In the UCY Economic Research Centre outlook for May, real GDP growth is estimated at 2.6%, 1.5 percentage points lower than its January forecast.

In 2023, real GDP growth is estimated to bounce back to 3.1%.

“Russia’s invasion of Ukraine and sanctions on Russia have weakened the outlook for Cyprus, mainly as a result of the expected collapse of tourist arrivals from Russia and Ukraine, rising international commodity prices, weaker economic sentiment and less favourable financial conditions,” the outlook said.

The ERC cautioned: “The war in Ukraine and sanctions against Russia could impact activity in Cyprus more adversely than indicated by the current forecasts.

“Moreover, the continuation of the war and tighter EU sanctions against Russia may weigh on growth prospects primarily through higher fuel, food and raw material prices.”

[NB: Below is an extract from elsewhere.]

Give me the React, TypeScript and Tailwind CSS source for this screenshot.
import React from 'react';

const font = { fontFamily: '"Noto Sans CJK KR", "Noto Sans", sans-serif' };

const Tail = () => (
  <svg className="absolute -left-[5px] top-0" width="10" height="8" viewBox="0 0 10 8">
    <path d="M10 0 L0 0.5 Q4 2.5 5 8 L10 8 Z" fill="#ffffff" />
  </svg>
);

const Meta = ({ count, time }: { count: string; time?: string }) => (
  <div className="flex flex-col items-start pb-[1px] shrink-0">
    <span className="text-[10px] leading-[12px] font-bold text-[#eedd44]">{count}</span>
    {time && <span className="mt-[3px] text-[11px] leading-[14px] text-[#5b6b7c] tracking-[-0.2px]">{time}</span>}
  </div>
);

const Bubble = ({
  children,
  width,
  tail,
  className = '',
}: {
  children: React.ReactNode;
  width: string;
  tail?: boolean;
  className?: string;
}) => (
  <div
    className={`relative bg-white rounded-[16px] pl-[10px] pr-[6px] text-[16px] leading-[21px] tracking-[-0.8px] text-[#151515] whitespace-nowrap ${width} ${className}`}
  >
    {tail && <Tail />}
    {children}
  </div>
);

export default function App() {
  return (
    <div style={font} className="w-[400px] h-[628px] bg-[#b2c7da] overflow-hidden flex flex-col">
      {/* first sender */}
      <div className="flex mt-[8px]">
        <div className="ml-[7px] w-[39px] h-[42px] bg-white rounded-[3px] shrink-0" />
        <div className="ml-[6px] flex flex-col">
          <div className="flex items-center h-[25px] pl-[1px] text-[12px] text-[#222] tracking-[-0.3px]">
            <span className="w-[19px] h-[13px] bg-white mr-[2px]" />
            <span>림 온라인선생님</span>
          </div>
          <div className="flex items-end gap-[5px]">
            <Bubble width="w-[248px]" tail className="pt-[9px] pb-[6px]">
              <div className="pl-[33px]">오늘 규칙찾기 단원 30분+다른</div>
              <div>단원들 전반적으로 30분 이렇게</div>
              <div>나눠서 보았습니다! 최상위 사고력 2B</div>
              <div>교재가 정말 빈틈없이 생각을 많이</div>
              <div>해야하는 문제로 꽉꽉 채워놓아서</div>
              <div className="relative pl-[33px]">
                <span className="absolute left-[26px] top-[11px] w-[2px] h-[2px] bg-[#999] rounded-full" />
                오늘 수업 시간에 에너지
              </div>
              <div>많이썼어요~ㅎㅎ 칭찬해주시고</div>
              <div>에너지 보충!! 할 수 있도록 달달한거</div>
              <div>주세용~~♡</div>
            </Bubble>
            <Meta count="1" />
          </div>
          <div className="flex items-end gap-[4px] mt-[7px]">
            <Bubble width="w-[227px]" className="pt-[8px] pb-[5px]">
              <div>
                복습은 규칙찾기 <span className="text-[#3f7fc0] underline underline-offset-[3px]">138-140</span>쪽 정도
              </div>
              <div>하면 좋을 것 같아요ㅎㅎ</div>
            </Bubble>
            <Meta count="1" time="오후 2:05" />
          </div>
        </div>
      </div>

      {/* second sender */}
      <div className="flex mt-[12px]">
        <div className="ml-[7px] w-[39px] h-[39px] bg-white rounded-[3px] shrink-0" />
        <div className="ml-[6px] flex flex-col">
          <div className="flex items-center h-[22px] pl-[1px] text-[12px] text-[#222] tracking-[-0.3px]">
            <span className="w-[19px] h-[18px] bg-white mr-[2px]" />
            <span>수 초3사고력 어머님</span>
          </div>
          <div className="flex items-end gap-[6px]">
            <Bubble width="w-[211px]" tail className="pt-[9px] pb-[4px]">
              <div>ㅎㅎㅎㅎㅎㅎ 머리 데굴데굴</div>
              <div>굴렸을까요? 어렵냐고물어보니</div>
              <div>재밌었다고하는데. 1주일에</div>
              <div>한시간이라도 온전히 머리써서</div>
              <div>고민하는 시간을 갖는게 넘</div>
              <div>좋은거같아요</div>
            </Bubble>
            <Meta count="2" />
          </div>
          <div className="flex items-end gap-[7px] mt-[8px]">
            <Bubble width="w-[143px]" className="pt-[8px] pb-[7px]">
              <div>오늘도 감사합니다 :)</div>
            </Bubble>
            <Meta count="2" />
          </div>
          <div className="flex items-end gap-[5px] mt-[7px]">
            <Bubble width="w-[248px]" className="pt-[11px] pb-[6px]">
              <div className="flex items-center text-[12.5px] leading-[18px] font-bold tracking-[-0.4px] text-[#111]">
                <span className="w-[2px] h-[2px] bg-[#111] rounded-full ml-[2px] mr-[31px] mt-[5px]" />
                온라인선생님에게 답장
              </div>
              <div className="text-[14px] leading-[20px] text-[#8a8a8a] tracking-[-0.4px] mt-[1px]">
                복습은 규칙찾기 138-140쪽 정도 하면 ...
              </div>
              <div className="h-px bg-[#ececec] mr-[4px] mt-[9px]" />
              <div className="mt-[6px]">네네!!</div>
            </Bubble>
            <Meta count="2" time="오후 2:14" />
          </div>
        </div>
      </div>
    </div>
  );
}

UCY economists said new COVID-19 waves continue to pose significant downside risks to the outlook through new containment measures and supply bottlenecks that exert upward pressures on prices.

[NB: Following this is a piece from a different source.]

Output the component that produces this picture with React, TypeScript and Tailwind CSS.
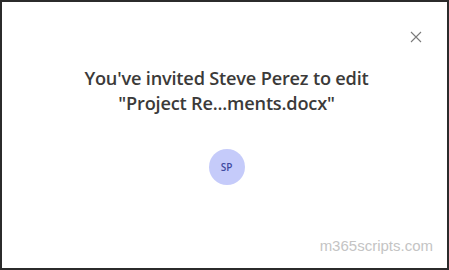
import React from 'react';

export default function App() {
  return (
    <div className="w-[449px] h-[270px] bg-white border-2 border-[#2b2b2b] relative flex flex-col items-center pl-[4px] font-['Open_Sans',sans-serif]">
      <button className="absolute top-[29px] right-[25px] w-3 h-3 flex items-center justify-center text-[#7a7a7a]">
        <svg width="12" height="12" viewBox="0 0 12 12" fill="none" stroke="currentColor" strokeWidth="1.1">
          <path d="M1 1L11 11M11 1L1 11" />
        </svg>
      </button>
      <h1 className="mt-[64px] text-center text-[18.2px] leading-[25px] font-semibold text-[#3b3a39] tracking-[-0.2px]">
        You've invited Steve Perez to edit
        <br />
        "Project Re...ments.docx"
      </h1>
      <div className="mt-[33px] w-[36px] h-[36px] rounded-full bg-[#c5cbfa] flex items-center justify-center">
        <span className="text-[10px] font-semibold text-[#3f4aa0]">SP</span>
      </div>
      <div className="absolute right-[14px] bottom-[11px] text-[15px] text-[#c4c4c4] font-['Liberation_Sans',sans-serif]">
        m365scripts.com
      </div>
    </div>
  );
}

“Additional policy support may be needed because of the war in Ukraine, rising energy prices and the continuation of the pandemic.”

ERC said, pointing to fiscal challenges of high public debt and monetary tightening may cloud the outlook.

In response to high inflation, tightening financial conditions could negatively affect bank asset quality, creating risks to the outlook.

According to the ERC, inflation (CPI) is projected to reach 4.8% in 2022 and decline to 2.2% in 2023, revising its previous forecast by 2.2 percentage points for this year.

“Russia’s invasion of Ukraine and sanctions on Russia have intensified inflationary pressures through increases in international commodity prices, especially fuel and food prices.”